→ **Stated goal**
From the data that follows, copy every line holding the string "this".

Extracted data entries
[Start]

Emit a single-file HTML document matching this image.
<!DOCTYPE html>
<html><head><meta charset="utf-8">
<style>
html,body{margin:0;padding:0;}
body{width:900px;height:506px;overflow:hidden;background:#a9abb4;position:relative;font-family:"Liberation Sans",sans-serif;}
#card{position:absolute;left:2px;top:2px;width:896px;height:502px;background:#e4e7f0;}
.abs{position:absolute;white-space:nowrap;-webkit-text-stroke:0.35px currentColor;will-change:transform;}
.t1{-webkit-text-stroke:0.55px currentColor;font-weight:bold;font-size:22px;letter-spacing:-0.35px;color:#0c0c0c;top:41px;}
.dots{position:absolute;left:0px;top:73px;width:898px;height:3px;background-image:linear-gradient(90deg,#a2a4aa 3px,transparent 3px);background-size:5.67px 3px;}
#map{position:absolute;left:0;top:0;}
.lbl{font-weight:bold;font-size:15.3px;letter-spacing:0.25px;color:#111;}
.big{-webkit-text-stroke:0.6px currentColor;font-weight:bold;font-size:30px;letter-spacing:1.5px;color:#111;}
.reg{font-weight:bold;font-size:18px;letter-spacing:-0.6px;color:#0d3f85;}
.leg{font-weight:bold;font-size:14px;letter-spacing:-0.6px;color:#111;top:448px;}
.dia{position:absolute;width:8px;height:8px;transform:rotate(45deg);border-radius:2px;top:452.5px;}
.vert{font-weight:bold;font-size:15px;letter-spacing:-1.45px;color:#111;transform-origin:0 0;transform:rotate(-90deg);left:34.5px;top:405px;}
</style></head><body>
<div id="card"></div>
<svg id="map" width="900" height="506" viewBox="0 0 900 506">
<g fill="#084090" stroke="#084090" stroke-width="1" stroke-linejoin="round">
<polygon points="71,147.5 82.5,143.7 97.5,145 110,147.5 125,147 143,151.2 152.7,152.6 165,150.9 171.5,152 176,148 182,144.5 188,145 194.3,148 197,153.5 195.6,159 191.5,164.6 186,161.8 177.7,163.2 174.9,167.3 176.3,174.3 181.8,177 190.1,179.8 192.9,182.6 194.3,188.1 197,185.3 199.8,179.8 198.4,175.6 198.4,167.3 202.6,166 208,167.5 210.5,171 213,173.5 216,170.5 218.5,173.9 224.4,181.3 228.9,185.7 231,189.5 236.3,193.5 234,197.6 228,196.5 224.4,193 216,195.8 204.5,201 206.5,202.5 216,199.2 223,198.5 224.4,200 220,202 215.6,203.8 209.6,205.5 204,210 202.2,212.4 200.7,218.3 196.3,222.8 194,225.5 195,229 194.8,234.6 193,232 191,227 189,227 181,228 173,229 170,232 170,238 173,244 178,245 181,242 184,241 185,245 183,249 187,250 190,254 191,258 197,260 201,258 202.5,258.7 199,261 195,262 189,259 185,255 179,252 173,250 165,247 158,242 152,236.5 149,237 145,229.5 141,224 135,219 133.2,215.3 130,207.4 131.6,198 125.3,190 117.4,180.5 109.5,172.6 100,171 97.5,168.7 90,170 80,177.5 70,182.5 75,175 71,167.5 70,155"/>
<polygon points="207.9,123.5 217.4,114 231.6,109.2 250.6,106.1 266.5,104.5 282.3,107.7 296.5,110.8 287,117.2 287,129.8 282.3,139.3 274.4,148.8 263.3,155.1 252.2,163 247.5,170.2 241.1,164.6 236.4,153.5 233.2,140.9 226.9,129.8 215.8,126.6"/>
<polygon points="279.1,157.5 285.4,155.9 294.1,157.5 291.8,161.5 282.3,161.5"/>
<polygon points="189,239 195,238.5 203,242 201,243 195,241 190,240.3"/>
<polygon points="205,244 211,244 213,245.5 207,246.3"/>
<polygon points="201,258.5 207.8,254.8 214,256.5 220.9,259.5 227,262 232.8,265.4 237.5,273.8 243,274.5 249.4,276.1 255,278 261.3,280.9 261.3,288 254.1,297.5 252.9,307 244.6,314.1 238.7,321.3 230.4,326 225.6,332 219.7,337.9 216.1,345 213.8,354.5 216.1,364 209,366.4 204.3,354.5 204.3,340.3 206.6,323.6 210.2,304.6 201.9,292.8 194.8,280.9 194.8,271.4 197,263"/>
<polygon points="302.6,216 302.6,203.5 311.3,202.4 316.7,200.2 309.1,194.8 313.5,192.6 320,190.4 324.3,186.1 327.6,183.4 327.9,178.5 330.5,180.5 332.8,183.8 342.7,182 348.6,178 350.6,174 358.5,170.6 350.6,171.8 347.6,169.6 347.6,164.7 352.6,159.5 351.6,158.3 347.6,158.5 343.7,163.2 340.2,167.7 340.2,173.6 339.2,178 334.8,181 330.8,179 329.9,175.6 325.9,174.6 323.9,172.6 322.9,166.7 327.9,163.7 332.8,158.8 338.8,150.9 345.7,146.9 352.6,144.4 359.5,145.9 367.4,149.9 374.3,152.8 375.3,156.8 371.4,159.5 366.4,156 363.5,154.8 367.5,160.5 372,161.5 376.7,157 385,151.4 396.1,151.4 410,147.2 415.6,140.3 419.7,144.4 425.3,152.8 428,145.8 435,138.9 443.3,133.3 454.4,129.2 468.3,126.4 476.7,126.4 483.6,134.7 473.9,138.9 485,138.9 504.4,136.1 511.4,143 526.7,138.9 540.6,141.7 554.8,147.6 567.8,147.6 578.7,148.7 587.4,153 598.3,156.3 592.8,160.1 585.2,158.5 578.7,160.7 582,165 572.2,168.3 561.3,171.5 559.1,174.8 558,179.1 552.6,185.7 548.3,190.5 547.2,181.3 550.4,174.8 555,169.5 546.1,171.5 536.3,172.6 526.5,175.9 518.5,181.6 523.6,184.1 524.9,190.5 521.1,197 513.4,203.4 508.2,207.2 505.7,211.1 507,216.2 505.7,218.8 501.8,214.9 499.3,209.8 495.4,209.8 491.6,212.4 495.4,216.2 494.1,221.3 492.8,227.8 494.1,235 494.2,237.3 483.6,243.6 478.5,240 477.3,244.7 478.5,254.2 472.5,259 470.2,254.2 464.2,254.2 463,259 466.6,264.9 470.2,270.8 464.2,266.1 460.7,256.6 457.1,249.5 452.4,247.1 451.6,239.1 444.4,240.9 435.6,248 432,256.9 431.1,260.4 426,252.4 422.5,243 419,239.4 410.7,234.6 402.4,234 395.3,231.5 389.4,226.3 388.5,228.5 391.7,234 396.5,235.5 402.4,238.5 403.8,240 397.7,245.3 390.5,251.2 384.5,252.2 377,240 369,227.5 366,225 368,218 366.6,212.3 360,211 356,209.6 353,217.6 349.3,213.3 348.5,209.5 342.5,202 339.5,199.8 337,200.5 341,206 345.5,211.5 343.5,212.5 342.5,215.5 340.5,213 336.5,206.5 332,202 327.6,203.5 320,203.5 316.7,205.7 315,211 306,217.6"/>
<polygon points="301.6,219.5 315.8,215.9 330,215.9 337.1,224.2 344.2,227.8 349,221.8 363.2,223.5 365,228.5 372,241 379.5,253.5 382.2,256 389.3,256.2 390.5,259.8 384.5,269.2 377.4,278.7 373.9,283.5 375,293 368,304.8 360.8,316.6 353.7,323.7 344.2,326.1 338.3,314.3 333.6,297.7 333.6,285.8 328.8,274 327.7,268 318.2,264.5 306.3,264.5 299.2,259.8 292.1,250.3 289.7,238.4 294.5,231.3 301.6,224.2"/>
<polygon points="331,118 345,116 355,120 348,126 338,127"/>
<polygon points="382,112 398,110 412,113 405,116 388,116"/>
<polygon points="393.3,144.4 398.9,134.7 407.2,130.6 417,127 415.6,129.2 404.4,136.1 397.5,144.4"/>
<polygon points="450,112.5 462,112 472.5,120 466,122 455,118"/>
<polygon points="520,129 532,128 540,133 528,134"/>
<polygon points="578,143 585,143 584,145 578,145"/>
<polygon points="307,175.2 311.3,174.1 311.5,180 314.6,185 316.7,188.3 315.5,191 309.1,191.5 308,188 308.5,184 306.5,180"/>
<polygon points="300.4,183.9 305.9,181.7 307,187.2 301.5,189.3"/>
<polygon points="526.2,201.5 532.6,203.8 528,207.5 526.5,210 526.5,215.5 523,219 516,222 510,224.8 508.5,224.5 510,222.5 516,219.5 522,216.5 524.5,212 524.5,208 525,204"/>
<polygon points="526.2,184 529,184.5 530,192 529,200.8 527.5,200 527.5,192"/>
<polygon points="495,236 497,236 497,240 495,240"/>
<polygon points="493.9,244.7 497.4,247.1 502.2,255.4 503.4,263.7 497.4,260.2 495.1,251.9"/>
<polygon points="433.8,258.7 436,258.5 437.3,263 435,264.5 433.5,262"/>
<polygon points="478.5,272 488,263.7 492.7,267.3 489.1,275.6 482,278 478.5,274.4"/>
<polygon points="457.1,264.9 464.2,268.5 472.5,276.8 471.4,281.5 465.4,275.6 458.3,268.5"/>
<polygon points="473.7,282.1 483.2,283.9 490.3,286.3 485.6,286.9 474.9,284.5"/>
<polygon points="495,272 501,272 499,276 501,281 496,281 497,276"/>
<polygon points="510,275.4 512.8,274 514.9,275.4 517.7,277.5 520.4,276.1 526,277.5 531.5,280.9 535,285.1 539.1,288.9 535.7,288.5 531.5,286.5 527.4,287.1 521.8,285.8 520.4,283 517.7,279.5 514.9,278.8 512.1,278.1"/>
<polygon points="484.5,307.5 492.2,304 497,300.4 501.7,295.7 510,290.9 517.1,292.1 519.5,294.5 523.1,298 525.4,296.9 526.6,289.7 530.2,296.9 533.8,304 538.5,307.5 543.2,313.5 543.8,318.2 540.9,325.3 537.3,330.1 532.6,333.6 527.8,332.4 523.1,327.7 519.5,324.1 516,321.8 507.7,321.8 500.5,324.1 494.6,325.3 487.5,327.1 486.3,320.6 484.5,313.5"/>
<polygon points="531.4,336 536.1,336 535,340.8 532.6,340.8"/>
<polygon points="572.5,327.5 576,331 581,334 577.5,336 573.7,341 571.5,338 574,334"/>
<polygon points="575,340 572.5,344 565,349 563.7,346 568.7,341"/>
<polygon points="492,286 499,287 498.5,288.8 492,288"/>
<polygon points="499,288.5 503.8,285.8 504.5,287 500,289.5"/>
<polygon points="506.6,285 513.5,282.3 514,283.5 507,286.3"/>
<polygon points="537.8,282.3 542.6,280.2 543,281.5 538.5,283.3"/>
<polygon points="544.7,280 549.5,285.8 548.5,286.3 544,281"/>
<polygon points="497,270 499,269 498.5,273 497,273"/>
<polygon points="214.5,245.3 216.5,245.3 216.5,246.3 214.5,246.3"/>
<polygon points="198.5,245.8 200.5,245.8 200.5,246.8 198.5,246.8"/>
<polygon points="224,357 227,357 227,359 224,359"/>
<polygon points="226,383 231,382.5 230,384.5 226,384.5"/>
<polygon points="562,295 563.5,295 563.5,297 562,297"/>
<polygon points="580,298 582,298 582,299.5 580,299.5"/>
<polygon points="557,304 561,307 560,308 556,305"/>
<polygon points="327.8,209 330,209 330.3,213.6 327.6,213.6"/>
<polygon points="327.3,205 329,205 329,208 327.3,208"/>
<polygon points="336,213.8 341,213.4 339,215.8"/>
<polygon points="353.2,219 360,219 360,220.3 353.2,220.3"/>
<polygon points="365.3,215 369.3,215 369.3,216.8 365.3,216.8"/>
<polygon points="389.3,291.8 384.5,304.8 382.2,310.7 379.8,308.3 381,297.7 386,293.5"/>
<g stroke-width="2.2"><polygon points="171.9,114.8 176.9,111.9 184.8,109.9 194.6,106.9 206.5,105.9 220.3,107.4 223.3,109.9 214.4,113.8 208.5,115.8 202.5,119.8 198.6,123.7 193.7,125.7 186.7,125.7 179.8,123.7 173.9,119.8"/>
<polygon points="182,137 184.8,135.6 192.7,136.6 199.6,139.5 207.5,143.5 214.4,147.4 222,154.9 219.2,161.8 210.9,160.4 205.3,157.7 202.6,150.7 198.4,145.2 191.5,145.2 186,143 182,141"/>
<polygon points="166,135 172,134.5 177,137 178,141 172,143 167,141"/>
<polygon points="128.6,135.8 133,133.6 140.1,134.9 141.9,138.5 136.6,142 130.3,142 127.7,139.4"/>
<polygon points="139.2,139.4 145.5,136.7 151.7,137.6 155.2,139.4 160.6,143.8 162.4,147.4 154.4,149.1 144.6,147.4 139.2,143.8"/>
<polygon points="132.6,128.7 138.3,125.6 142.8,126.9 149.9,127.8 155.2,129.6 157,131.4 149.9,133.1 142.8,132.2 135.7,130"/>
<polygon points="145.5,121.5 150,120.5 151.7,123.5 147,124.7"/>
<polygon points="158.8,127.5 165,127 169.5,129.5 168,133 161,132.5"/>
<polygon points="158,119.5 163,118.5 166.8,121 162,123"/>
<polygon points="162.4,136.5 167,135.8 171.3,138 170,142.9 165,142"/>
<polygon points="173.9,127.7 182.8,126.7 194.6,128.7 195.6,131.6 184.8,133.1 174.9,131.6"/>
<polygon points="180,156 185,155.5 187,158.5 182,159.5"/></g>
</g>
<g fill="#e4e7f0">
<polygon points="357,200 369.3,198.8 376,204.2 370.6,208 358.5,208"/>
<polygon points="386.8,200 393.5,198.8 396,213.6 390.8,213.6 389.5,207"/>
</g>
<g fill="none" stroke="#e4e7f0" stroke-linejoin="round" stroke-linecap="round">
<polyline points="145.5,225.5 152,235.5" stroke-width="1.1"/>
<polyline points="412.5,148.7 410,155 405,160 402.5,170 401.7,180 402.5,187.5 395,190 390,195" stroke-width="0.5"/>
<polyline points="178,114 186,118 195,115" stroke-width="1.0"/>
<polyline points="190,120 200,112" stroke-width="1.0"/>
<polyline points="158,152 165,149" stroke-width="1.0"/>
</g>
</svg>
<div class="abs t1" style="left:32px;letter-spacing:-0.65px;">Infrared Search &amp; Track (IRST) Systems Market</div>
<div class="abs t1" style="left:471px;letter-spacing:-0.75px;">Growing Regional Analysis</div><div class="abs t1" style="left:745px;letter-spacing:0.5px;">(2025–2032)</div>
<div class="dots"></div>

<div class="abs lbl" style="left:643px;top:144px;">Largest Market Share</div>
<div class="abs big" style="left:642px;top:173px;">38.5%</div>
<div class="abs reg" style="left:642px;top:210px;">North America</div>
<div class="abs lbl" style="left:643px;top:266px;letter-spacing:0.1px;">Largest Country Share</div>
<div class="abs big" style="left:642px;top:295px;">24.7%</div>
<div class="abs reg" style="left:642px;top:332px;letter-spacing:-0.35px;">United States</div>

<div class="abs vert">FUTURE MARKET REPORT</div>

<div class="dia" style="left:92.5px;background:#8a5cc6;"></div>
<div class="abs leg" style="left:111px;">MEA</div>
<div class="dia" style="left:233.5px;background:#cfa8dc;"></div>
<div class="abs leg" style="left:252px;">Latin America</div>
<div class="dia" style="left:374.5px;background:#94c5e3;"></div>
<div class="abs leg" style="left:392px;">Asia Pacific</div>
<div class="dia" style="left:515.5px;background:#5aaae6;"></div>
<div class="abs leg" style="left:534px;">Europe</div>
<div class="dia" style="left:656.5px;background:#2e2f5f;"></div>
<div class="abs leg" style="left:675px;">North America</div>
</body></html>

[End]
[Start]

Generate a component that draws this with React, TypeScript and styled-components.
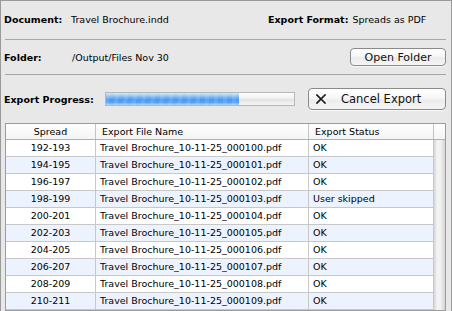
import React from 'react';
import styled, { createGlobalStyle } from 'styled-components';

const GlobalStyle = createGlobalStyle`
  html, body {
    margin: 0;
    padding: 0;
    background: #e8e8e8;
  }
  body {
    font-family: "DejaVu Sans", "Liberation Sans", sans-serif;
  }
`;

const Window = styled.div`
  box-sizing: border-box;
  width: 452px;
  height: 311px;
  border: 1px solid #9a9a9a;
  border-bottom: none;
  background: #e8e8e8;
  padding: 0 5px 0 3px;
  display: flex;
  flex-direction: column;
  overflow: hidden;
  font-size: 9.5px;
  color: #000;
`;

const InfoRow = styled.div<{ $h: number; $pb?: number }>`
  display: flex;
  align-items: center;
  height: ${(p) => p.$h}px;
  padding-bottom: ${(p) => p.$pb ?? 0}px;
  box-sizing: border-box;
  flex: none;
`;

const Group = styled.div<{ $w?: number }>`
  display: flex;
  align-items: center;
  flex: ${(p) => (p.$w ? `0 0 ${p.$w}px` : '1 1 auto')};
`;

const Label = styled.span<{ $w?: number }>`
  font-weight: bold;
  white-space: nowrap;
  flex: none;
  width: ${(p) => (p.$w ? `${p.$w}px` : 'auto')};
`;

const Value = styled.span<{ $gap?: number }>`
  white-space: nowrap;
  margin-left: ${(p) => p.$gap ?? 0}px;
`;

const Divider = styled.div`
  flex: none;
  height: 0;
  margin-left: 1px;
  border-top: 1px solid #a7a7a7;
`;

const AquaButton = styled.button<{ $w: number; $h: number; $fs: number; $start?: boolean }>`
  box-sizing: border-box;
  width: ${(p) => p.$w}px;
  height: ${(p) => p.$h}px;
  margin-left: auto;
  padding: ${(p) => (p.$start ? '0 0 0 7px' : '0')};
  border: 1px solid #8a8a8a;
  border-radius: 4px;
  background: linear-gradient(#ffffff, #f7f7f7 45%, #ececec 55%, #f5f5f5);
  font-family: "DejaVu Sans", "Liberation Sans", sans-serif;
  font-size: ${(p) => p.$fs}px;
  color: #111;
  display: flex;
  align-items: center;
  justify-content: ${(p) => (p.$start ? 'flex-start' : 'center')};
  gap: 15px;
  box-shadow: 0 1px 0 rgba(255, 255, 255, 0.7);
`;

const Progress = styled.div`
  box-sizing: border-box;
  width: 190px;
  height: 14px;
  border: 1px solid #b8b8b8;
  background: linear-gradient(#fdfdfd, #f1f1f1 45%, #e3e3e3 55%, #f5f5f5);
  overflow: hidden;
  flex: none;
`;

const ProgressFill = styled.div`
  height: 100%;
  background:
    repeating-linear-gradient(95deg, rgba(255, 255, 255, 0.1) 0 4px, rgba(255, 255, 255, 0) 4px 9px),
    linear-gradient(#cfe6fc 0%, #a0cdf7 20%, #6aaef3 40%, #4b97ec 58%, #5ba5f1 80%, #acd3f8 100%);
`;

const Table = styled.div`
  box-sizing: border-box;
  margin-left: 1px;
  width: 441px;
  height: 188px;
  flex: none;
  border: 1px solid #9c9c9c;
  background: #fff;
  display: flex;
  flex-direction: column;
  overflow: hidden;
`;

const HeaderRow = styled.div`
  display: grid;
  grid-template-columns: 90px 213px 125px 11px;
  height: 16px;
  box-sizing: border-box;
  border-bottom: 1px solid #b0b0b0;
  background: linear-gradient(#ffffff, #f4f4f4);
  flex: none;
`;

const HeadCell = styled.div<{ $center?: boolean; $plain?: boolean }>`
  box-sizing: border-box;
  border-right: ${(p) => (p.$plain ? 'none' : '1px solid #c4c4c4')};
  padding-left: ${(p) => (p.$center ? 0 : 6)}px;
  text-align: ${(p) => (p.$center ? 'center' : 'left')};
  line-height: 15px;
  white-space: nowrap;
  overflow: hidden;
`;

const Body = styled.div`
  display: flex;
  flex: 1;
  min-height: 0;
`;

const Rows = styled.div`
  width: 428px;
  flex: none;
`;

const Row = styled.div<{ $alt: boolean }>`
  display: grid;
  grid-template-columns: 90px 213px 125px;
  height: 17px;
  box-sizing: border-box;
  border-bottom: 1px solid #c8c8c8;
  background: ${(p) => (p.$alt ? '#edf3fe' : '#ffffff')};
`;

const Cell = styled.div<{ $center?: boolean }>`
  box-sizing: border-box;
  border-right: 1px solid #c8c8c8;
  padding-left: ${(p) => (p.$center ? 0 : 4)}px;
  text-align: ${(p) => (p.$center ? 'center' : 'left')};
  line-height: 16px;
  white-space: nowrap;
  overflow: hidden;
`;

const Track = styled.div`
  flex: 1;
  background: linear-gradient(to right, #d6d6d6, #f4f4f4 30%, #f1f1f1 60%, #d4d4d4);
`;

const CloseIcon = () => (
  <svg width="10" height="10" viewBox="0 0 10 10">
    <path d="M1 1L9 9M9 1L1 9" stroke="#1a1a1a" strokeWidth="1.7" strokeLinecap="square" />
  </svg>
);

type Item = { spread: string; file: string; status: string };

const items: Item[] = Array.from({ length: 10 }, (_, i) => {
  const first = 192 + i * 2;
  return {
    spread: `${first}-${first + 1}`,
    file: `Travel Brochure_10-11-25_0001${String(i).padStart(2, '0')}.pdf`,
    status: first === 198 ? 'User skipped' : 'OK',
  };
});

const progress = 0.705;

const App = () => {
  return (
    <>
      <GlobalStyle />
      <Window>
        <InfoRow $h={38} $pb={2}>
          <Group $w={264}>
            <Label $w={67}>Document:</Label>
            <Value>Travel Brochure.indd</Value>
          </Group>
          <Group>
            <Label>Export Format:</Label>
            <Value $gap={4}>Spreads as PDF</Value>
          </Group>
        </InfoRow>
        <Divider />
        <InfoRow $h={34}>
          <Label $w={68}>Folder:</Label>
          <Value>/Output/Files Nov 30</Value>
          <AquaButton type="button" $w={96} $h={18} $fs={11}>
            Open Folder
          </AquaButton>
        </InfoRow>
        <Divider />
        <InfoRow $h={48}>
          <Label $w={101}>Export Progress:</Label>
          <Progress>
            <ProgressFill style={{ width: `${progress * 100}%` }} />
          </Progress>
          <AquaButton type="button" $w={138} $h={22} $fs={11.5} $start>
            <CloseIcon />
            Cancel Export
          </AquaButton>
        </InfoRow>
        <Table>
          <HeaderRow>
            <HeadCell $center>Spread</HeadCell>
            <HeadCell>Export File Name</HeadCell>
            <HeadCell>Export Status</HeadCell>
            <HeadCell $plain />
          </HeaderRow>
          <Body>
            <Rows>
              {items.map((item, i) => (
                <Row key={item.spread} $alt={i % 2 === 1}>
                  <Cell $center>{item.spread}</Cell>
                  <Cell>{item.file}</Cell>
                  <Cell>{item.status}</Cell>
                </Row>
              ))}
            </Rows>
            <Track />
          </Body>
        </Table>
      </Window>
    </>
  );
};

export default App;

[End]

→ **Answer to the exercise**
Emit a single-file HTML document matching this image.
Generate a component that draws this with React, TypeScript and styled-components.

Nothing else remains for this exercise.